Now, I should tell you that I was not in a relationship, nor was I expecting to be in one – I was not looking for “the one”, but this was the day that changed. She was working as hostess for the restaurant behind the pizza parlor, and I thought I knew everyone who worked there – I was a regular lunch patron. I was glad I was wrong; there stood before me the perfect combination of attractive elements – she is petite, with long raven hair, a peculiar walking style, and the one trait that made my heart skip a beat – maybe even two; deep pools of liquid blue in her eyes. Stunned just isn’t enough to describe my reaction. And she had a great fashion style, too, considering the limited dress code color range of black and white.

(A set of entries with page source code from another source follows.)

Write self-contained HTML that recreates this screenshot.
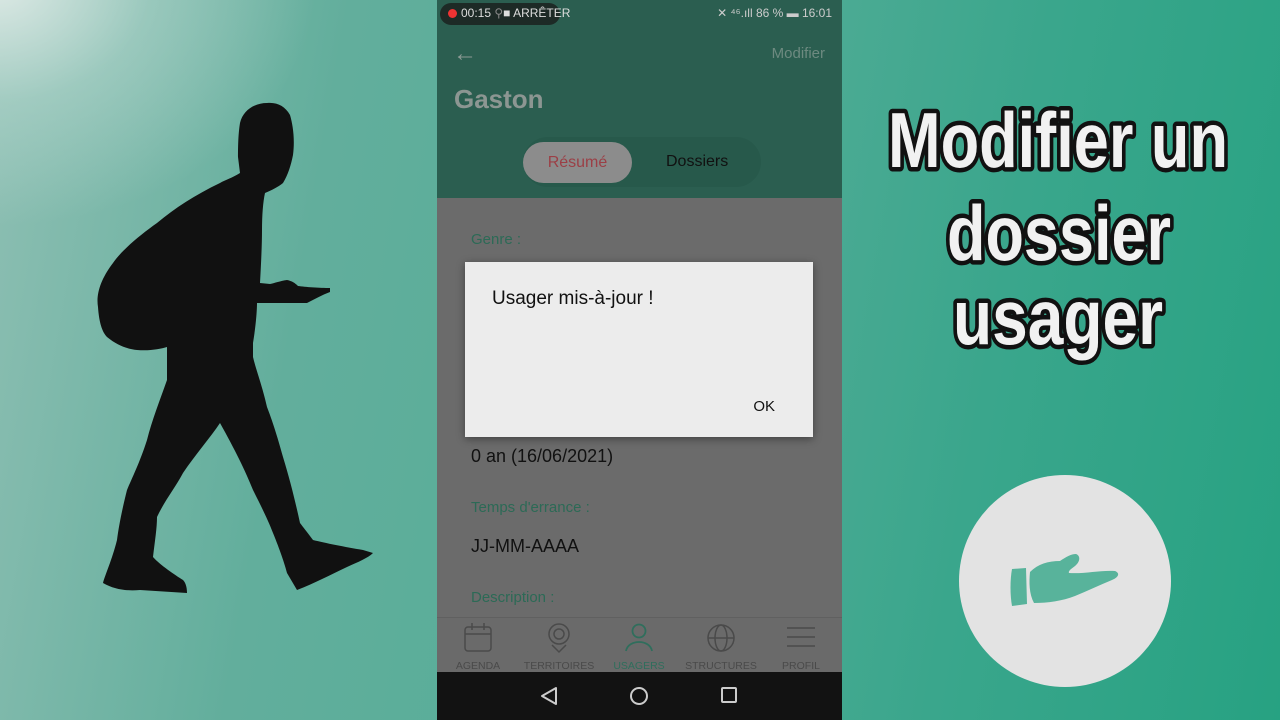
<!DOCTYPE html>
<html><head><meta charset="utf-8"><style>
html,body{margin:0;padding:0;width:1280px;height:720px;overflow:hidden}
body{position:relative;background:linear-gradient(100deg,#8ebfb3 0%,#62ae9c 25%,#56ad98 50%,#3aa68c 75%,#27a282 100%);font-family:"Liberation Sans",sans-serif}
.glow{position:absolute;left:-200px;top:-200px;width:560px;height:460px;background:radial-gradient(ellipse at 35% 40%,rgba(230,238,235,.9) 0%,rgba(190,220,212,.45) 30%,rgba(120,185,168,0) 62%)}
.phone{position:absolute;left:437px;top:0;width:405px;height:720px;background:#6b6b6b;overflow:hidden}
.hdr{position:absolute;left:0;top:0;width:405px;height:198px;background:#2b5e50}
.abs{position:absolute}
</style></head><body>
<div class="glow"></div>
<svg class="abs" style="left:0;top:0" width="437" height="720" viewBox="0 0 437 720">
<path fill="#111" d="M267,103 C255,103 243,110 240,123 C238,135 238,150 238,157 L240,173 C232,178 225,180 220,183 C195,195 175,208 157,223 C140,235 122,250 113,263 C100,280 96,295 98,307 C99,322 102,332 107,337 C118,346 128,349 137,350 C150,351 160,349 167,347 L167,380 C160,400 152,420 147,440 C140,462 132,478 127,490 C122,510 119,525 117,540 C112,560 105,575 103,583 C115,590 128,591 140,590 L187,593 C187,586 185,582 183,580 C175,575 160,565 153,557 C155,540 157,528 157,517 C165,500 175,488 183,473 C195,455 210,438 220,423 C235,450 245,470 253,490 C262,508 268,520 273,533 C280,550 285,565 287,573 L297,590 C315,583 330,575 347,567 C358,562 368,558 373,553 L363,550 C345,547 325,543 313,540 C307,532 303,527 300,523 C295,500 290,480 283,457 C277,435 272,420 267,407 C262,385 256,370 253,357 L253,343 C256,325 257,310 257,303 L307,303 C315,299 322,295 330,292 L330,288 C320,288 305,287 298,286 C295,283 292,281 287,280 C280,281 275,283 270,284 L260,283 C261,265 262,245 262,230 C262,215 263,202 265,193 C272,190 278,187 283,183 C288,175 291,165 293,155 C295,140 293,125 290,115 C285,106 277,102 267,103 Z"/>
</svg>
<div class="phone">
 <div class="hdr"></div>
 <div class="abs" style="left:3px;top:3px;width:120px;height:22px;border-radius:11px;background:#1d2a26"></div>
 <div class="abs" style="left:11px;top:9px;width:9px;height:9px;border-radius:50%;background:#e33"></div>
 <div class="abs" style="left:24px;top:6px;font-size:12px;color:#ddd">00:15 <span style="color:#888">⚲</span>■ ARRÊTER</div>
 <div class="abs" style="right:10px;top:6px;font-size:12px;color:#ccc">✕ ⁴⁶.ıll 86 % ▬ 16:01</div>
 <div class="abs" style="left:16px;top:40px;font-size:24px;color:#8c9a95">←</div>
 <div class="abs" style="right:17px;top:45px;font-size:15px;color:#6d8a80">Modifier</div>
 <div class="abs" style="left:17px;top:84px;font-size:26px;font-weight:bold;color:#8c9692">Gaston</div>
 <div class="abs" style="left:86px;top:137px;width:238px;height:50px;border-radius:25px;background:#27594b"></div>
 <div class="abs" style="left:86px;top:142px;width:109px;height:41px;border-radius:21px;background:#8c8c8c;color:#9b3f46;font-size:16px;text-align:center;line-height:41px">Résumé</div>
 <div class="abs" style="left:229px;top:153px;font-size:16px;color:#111">Dossiers</div>
 <div class="abs" style="left:34px;top:231px;font-size:15px;color:#2c6a56">Genre :</div>
 <div class="abs" style="left:34px;top:446px;font-size:18px;color:#111">0 an (16/06/2021)</div>
 <div class="abs" style="left:34px;top:499px;font-size:15px;color:#2c6a56">Temps d'errance :</div>
 <div class="abs" style="left:34px;top:536px;font-size:18px;color:#111">JJ-MM-AAAA</div>
 <div class="abs" style="left:34px;top:589px;font-size:15px;color:#2c6a56">Description :</div>
 <div class="abs" style="left:0;top:617px;width:405px;height:55px;background:#6a6a6a;border-top:1px solid #606060"></div>
 <svg class="abs" style="left:0;top:618px" width="405" height="54">
  <g fill="none" stroke="#4a4a4a" stroke-width="1.5">
   <rect x="28" y="9" width="26" height="24" rx="3"/><line x1="28" y1="16" x2="54" y2="16"/><line x1="35" y1="5" x2="35" y2="12"/><line x1="47" y1="5" x2="47" y2="12"/>
   <circle cx="122" cy="16" r="10"/><circle cx="122" cy="16" r="5"/><path d="M115,27 L122,34 L129,27"/>
   <circle cx="284" cy="20" r="13"/><ellipse cx="284" cy="20" rx="6" ry="13"/><line x1="271" y1="20" x2="297" y2="20"/>
   <line x1="350" y1="10" x2="378" y2="10"/><line x1="350" y1="19" x2="378" y2="19"/><line x1="350" y1="28" x2="378" y2="28"/>
  </g>
  <g fill="none" stroke="#2f6e5c" stroke-width="1.8"><circle cx="202" cy="13" r="6.5"/><path d="M189,33 C191,21 213,21 215,33"/></g>
  <g font-size="10.5" fill="#4a4a4a" text-anchor="middle"><text x="41" y="51">AGENDA</text><text x="122" y="51">TERRITOIRES</text><text x="202" y="51" fill="#2f6e5c">USAGERS</text><text x="284" y="51">STRUCTURES</text><text x="364" y="51">PROFIL</text></g>
 </svg>
 <div class="abs" style="left:0;top:672px;width:405px;height:48px;background:#121212"></div>
 <svg class="abs" style="left:0;top:672px" width="405" height="48"><g fill="none" stroke="#ccc" stroke-width="2" stroke-linejoin="round"><path d="M119,16 L105,24 L119,32 Z"/><circle cx="202" cy="24" r="8"/><rect x="285" y="16" width="14" height="14" rx="1"/></g></svg>
 <div class="abs" style="left:28px;top:262px;width:348px;height:175px;background:#ececec;box-shadow:0 2px 8px rgba(0,0,0,.4)">
  <div class="abs" style="left:27px;top:26px;font-size:19px;color:#111">Usager mis-à-jour !</div>
  <div class="abs" style="right:38px;top:136px;font-size:15px;color:#111">OK</div>
 </div>
</div>
<svg class="abs" style="left:860px;top:90px" width="400" height="290">
 <g font-family="Liberation Sans,sans-serif" font-weight="bold" font-size="78" fill="#f1f1f1" stroke="#111" stroke-width="9" paint-order="stroke" stroke-linejoin="round" text-anchor="middle">
  <text x="198" y="77" textLength="340" lengthAdjust="spacingAndGlyphs">Modifier un</text>
  <text x="199" y="170" textLength="224" lengthAdjust="spacingAndGlyphs">dossier</text>
  <text x="198" y="254" textLength="210" lengthAdjust="spacingAndGlyphs">usager</text>
 </g>
</svg>
<div class="abs" style="left:959px;top:475px;width:212px;height:212px;border-radius:50%;background:#e3e3e3"></div>
<svg class="abs" style="left:950px;top:470px" width="230" height="230">
 <g fill="#58b39b">
  <path d="M62,99 L76,98 L77,134 L62,136 C60,125 60,110 62,99 Z"/>
  <path d="M80,102 C88,94 98,91 110,91 C116,87 121,84 126,84 C131,86 130,92 125,96 C121,99 118,101 119,103 C135,104 150,100 165,101 C170,103 169,107 162,110 C150,115 137,121 125,126 C112,131 98,133 84,133 C79,124 79,112 80,102 Z"/>
 </g>
</svg>
</body></html>
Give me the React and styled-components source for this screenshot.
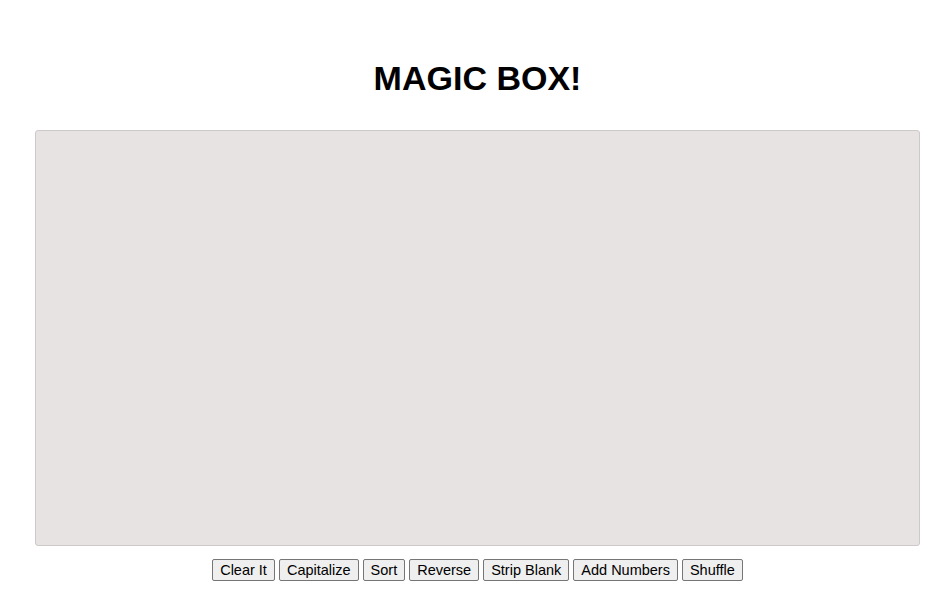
import React, {useState} from 'react';
import styled, {createGlobalStyle} from 'styled-components'

const GlobalStyle = createGlobalStyle`
  html, body {
    margin: 0;
    padding: 0;
    background: #ffffff;
  }
  body {
    font-family: "Liberation Sans", Arial, sans-serif;
  }
`

const Page = styled.div`
  display: flex;
  flex-direction: column;
  align-items: center;
  padding: 58px 32px 0 35px;
`

const Title = styled.h1`
  margin: 0 0 32px 0;
  font-size: 34px;
  line-height: 40px;
  font-weight: bold;
  color: #000;
`

const Box = styled.textarea`
  box-sizing: border-box;
  width: 100%;
  height: 416px;
  background: #e7e3e3;
  border: 1px solid #cdc9c9;
  border-radius: 3px;
  resize: none;
  outline: none;
  padding: 4px;
  font-family: "Liberation Sans", Arial, sans-serif;
  font-size: 14px;
`

const Toolbar = styled.div`
  display: flex;
  justify-content: center;
  gap: 4px;
  margin-top: 13px;
`

const Button = styled.button`
  box-sizing: border-box;
  height: 22px;
  padding: 1px 7px;
  font-family: "Liberation Sans", Arial, sans-serif;
  font-size: 14.5px;
  line-height: 18px;
  color: #000;
  background: #efefef;
  border: 1px solid #767676;
  border-radius: 2px;
  cursor: pointer;
  &:hover {
    background: #e5e5e5;
  }
`

const App = () => {
    const [text, setText] = useState('')
    const lines = () => text.split('\n')

    const actions = [
        ['Clear It', () => setText('')],
        ['Capitalize', () => setText(text.toUpperCase())],
        ['Sort', () => setText(lines().sort().join('\n'))],
        ['Reverse', () => setText(lines().reverse().join('\n'))],
        ['Strip Blank', () => setText(lines().filter(l => l.trim() !== '').join('\n'))],
        ['Add Numbers', () => setText(lines().map((l, i) => (i + 1) + '. ' + l).join('\n'))],
        ['Shuffle', () => setText(lines().sort(() => Math.random() - 0.5).join('\n'))],
    ]

    return (
        <>
            <GlobalStyle/>
            <Page>
                <Title>MAGIC BOX!</Title>
                <Box value={text} onChange={e => setText(e.target.value)}/>
                <Toolbar>
                    {actions.map(([label, fn]) => (
                        <Button key={label} onClick={fn}>{label}</Button>
                    ))}
                </Toolbar>
            </Page>
        </>
    )
}

export default App
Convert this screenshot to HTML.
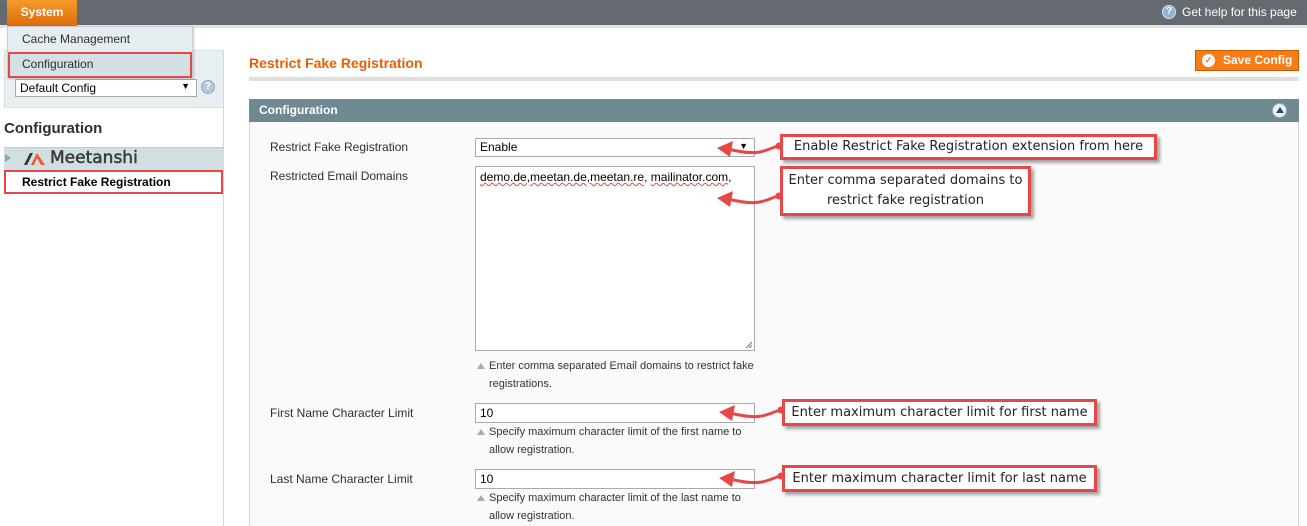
<!DOCTYPE html>
<html><head><meta charset="utf-8"><style>
*{margin:0;padding:0;box-sizing:border-box}
html,body{width:1307px;height:526px;overflow:hidden}
body{background:#fff;font-family:"Liberation Sans",Arial,sans-serif;font-size:12px;color:#2f2f2f;position:relative}
.a{position:absolute}
.lbl{position:absolute;left:270px;font-size:12px;color:#2f2f2f}
.inp{position:absolute;left:475px;width:280px;background:#fff;border:1px solid #aaa;font-size:12px;color:#000;padding:2px 4px}
.note{position:absolute;left:477px;font-size:11px;color:#333;line-height:18px;width:280px}
.note:before{content:"";position:absolute;left:0;top:6px;border-left:4px solid transparent;border-right:4px solid transparent;border-bottom:6px solid #aaa}
.note span{display:block;padding-left:12px}
.call{position:absolute;background:#fff;border:3px solid #e8474a;box-shadow:3px 3px 3px rgba(0,0,0,.35);font-family:"DejaVu Sans",sans-serif;font-size:13px;color:#222;text-align:center;line-height:21px}
</style></head><body>
<div class="a" style="left:0;top:0;width:1307px;height:25px;background:#646a70"></div>
<div class="a" style="left:0;top:25px;width:1307px;height:3px;background:#e4e4e4"></div>
<div class="a" style="left:7px;top:0;width:70px;height:26px;background:linear-gradient(#f49b2a,#dd6b09);color:#fff;font-weight:bold;font-size:12px;text-align:center;line-height:24px">System</div>
<div class="a" style="left:1162px;top:5px;width:14px;height:14px;border-radius:50%;background:#8fb4d6;border:1px solid #dde;color:#fff;font-size:10px;font-weight:bold;text-align:center;line-height:12px">?</div>
<div class="a" style="left:1182px;top:5px;color:#fff;font-size:12px">Get help for this page</div>

<div class="a" style="left:4px;top:50px;width:220px;height:58px;background:#e7eff1;border:1px solid #d6e0e3"></div>
<div class="a" style="left:223px;top:50px;width:1px;height:476px;background:#d6d6d6"></div>
<div class="a" style="left:15px;top:79px;width:182px;height:18px;background:#fff;border:1px solid #aaa;font-size:12px;color:#000;padding:1px 4px">Default Config<span style="position:absolute;right:6px;top:1px;font-size:9px">▼</span></div>
<div class="a" style="left:201px;top:80px;width:14px;height:14px;border-radius:50%;background:#b6c8dd;border:1px solid #9ab;color:#fff;font-size:10px;font-weight:bold;text-align:center;line-height:12px">?</div>
<div class="a" style="left:7px;top:26px;width:186px;height:52px;background:#e5edf0;border:1px solid #c8cfd2;box-shadow:1px 1px 2px rgba(0,0,0,.2)"></div>
<div class="a" style="left:22px;top:32px;font-size:12px;color:#2f2f2f">Cache Management</div>
<div class="a" style="left:8px;top:52px;width:184px;height:26px;background:#d3e0e5;border:2px solid #e8474a"></div>
<div class="a" style="left:22px;top:57px;font-size:12px;color:#2f2f2f">Configuration</div>
<div class="a" style="left:4px;top:120px;font-size:15px;font-weight:bold;color:#2f2f2f">Configuration</div>
<div class="a" style="left:4px;top:147px;width:220px;height:23px;background:#d1dee2;border-top:1px solid #bcc"></div>
<div class="a" style="left:5px;top:154px;border-top:4px solid transparent;border-bottom:4px solid transparent;border-left:6px solid #8aa"></div>
<svg class="a" style="left:23px;top:152px" width="24" height="14" viewBox="0 0 24 14"><path d="M1 13 L7 1 L10 1 L4 13Z" fill="#333"/><path d="M8 13 L14 1 L22 13 L18 13 L14 6 L11 13Z" fill="#f05a28"/></svg>
<div class="a" style="left:50px;top:148px;font-family:'DejaVu Sans',sans-serif;font-size:17px;color:#3a3a3a;-webkit-text-stroke:0.5px #3a3a3a">Meetanshi</div>
<div class="a" style="left:4px;top:170px;width:219px;height:24px;border:2px solid #e8474a;background:#fff"></div>
<div class="a" style="left:22px;top:175px;font-size:12px;font-weight:bold;color:#000">Restrict Fake Registration</div>

<div class="a" style="left:249px;top:55px;font-size:14px;font-weight:bold;color:#eb5e00">Restrict Fake Registration</div>
<div class="a" style="left:249px;top:77px;width:1050px;height:4px;background:#dfdfdf"></div>
<div class="a" style="left:1195px;top:50px;width:104px;height:21px;background:#f77c16;border:1px solid #c55d00;color:#fff;font-weight:bold;font-size:12px;line-height:19px;padding-left:27px">Save Config</div>
<div class="a" style="left:1202px;top:54px;width:13px;height:13px;border-radius:50%;background:#fff;color:#f77c16;font-size:9px;text-align:center;line-height:13px;font-weight:bold">✓</div>

<div class="a" style="left:249px;top:99px;width:1050px;height:23px;background:#6f8992;color:#fff;font-weight:bold;font-size:12px;line-height:22px;padding-left:10px">Configuration</div>
<div class="a" style="left:1272px;top:103px;width:15px;height:15px;border-radius:50%;background:#eef2f3;border:1px solid #9ab"></div>
<div class="a" style="left:1276px;top:107px;border-left:4px solid transparent;border-right:4px solid transparent;border-bottom:6px solid #2e4a55"></div>
<div class="a" style="left:249px;top:122px;width:1050px;height:404px;background:#fafafa;border-left:1px solid #d6d6d6;border-right:1px solid #d6d6d6"></div>

<div class="lbl" style="top:140px">Restrict Fake Registration</div>
<div class="lbl" style="top:169px">Restricted Email Domains</div>
<div class="lbl" style="top:406px">First Name Character Limit</div>
<div class="lbl" style="top:472px">Last Name Character Limit</div>

<div class="inp" style="top:138px;height:19px;padding-top:1px">Enable<span style="position:absolute;right:6px;top:2px;font-size:9px">▼</span></div>
<div class="inp" style="top:166px;height:185px;padding-top:3px"><span style="text-decoration:underline wavy #e44;text-decoration-thickness:1px">demo.de,meetan.de,meetan.re</span>, <span style="text-decoration:underline wavy #e44;text-decoration-thickness:1px">mailinator.com</span>,
<svg style="position:absolute;right:1px;bottom:1px" width="8" height="8"><path d="M7 1L1 7M7 4L4 7" stroke="#777"/></svg></div>
<div class="note" style="top:357px"><span>Enter comma separated Email domains to restrict fake registrations.</span></div>
<div class="inp" style="top:403px;height:20px">10</div>
<div class="note" style="top:423px"><span>Specify maximum character limit of the first name to allow registration.</span></div>
<div class="inp" style="top:469px;height:20px">10</div>
<div class="note" style="top:489px"><span>Specify maximum character limit of the last name to allow registration.</span></div>

<div class="call" style="left:780px;top:134px;width:377px;height:26px;line-height:20px">Enable Restrict Fake Registration extension from here</div>
<div class="call" style="left:780px;top:166px;width:251px;height:50px;padding-top:2px;line-height:20px">Enter comma separated domains to<br>restrict fake registration</div>
<div class="call" style="left:782px;top:399px;width:315px;height:27px">Enter maximum character limit for first name</div>
<div class="call" style="left:782px;top:465px;width:315px;height:27px">Enter maximum character limit for last name</div>

<svg class="a" style="left:0;top:0" width="1307" height="526">
<g fill="none" stroke="#e8474a" stroke-width="3" stroke-linecap="round">
<path d="M778 146 C765 150 760 157 728 149"/>
<path d="M778 196 C765 200 760 207 728 199"/>
<path d="M780 410 C767 414 762 421 730 413"/>
<path d="M780 476 C767 480 762 487 730 479"/>
</g>
<g fill="#e8474a">
<circle cx="779" cy="146" r="3.5"/><path d="M717 148 L733 141 L730 157Z"/>
<circle cx="779" cy="196" r="3.5"/><path d="M717 198 L733 191 L730 207Z"/>
<circle cx="781" cy="410" r="3.5"/><path d="M719 412 L735 405 L732 421Z"/>
<circle cx="781" cy="476" r="3.5"/><path d="M719 478 L735 471 L732 487Z"/>
</g>
</svg>
</body></html>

Saying “hello” – ah, here’s where I get in over my head. What I need to tell you is that I am in recovery – 11 years now – and that’s due to a spirituality I found here on the East End, when I was ‘invited’ to live in a sober house located in Aquebogue.
Where the hell is that~? I grew up in Centereach – I didn’t know there was life beyond Riverhead. Well, OK, once a year as a kid my dad would drive us out to Southampton every summer; more specifically, we’d camp one night at Shinnecock. The south shore beaches are different from those on the north shore; the waves are bigger and the beaches are sandy, not rocky. For me, what I really enjoyed was the trip; seeing the ridiculously large homes of the ‘beautiful people’. There we would be, driving slow, rubber-necking, trying to get a glimpse through the tree screen at the next spectacular mansion, and they would get more exotic, especially when we reached Dune Road. Years later, I would end up going to drafting school and working for an architect.
But I digress. I was telling a story. There has been a lot of water under the sober bridge back to life, and most of it churning and murky. I’m socially inept, never really developed any communication skills as I changed school districts half way through 8th Grade. It did not get easier for me in college, not even with a little liquid courage – and now I don’t have that option. But I’m intelligent; maybe I could think my way through this dilemma. So I came up with this “great” idea – I would play “secret admirer”. Yeah. I liked it. I liked it a lot.
I went to the local florist, and arranged to have an arrangement of blue flowers delivered the following Saturday just before this adorable hostess arrived at work. I wrote a few lines of poetry to go along with the hydrangeas – something about hearts beating and butterflies in the tummy. The plan was to pique her interest, then approach her the following day at an event I knew we were both going to attend – until I found out the event was canceled. But by then the flowers were ‘en route’. Oh well.
The next time I was in for my slice at lunch my “inside guy” told me that she was thrilled, which made me feel better. He claimed that she spent the whole evening asking everyone if anyone knew anything about this. (my “guy” stayed silent ). He then asked me what I planned to do next. I said I did not have a plan. My “great” idea did not work out so well. He thought I should keep it up, and I had to admit, I found it tremendously exciting going to the flower place, writing my few lines, waiting to hear from her. I wanted to keep going, so I did. The next week, there was a teddy bear in a bag on her counter ( and it was a cute one, at that – he had blue eyes, too ), with a hint as to how she could find out who her ‘secret admirer’ was. Then the next week, my inside guy left my card for her with an invitation to coffee or ice cream, and a way to get in touch.
I’m still waiting to hear from her.
I think she’s the one. It’s worth the wait. Do I dare go back~? I have turned a simple “hello” into a frighteningly awkward predicament, and there are days when I think sobriety just plain sucks because I have to deal with these emotions. It’s August again, and it’s going on two years now.
Did I mention that I’m not fond of summer~?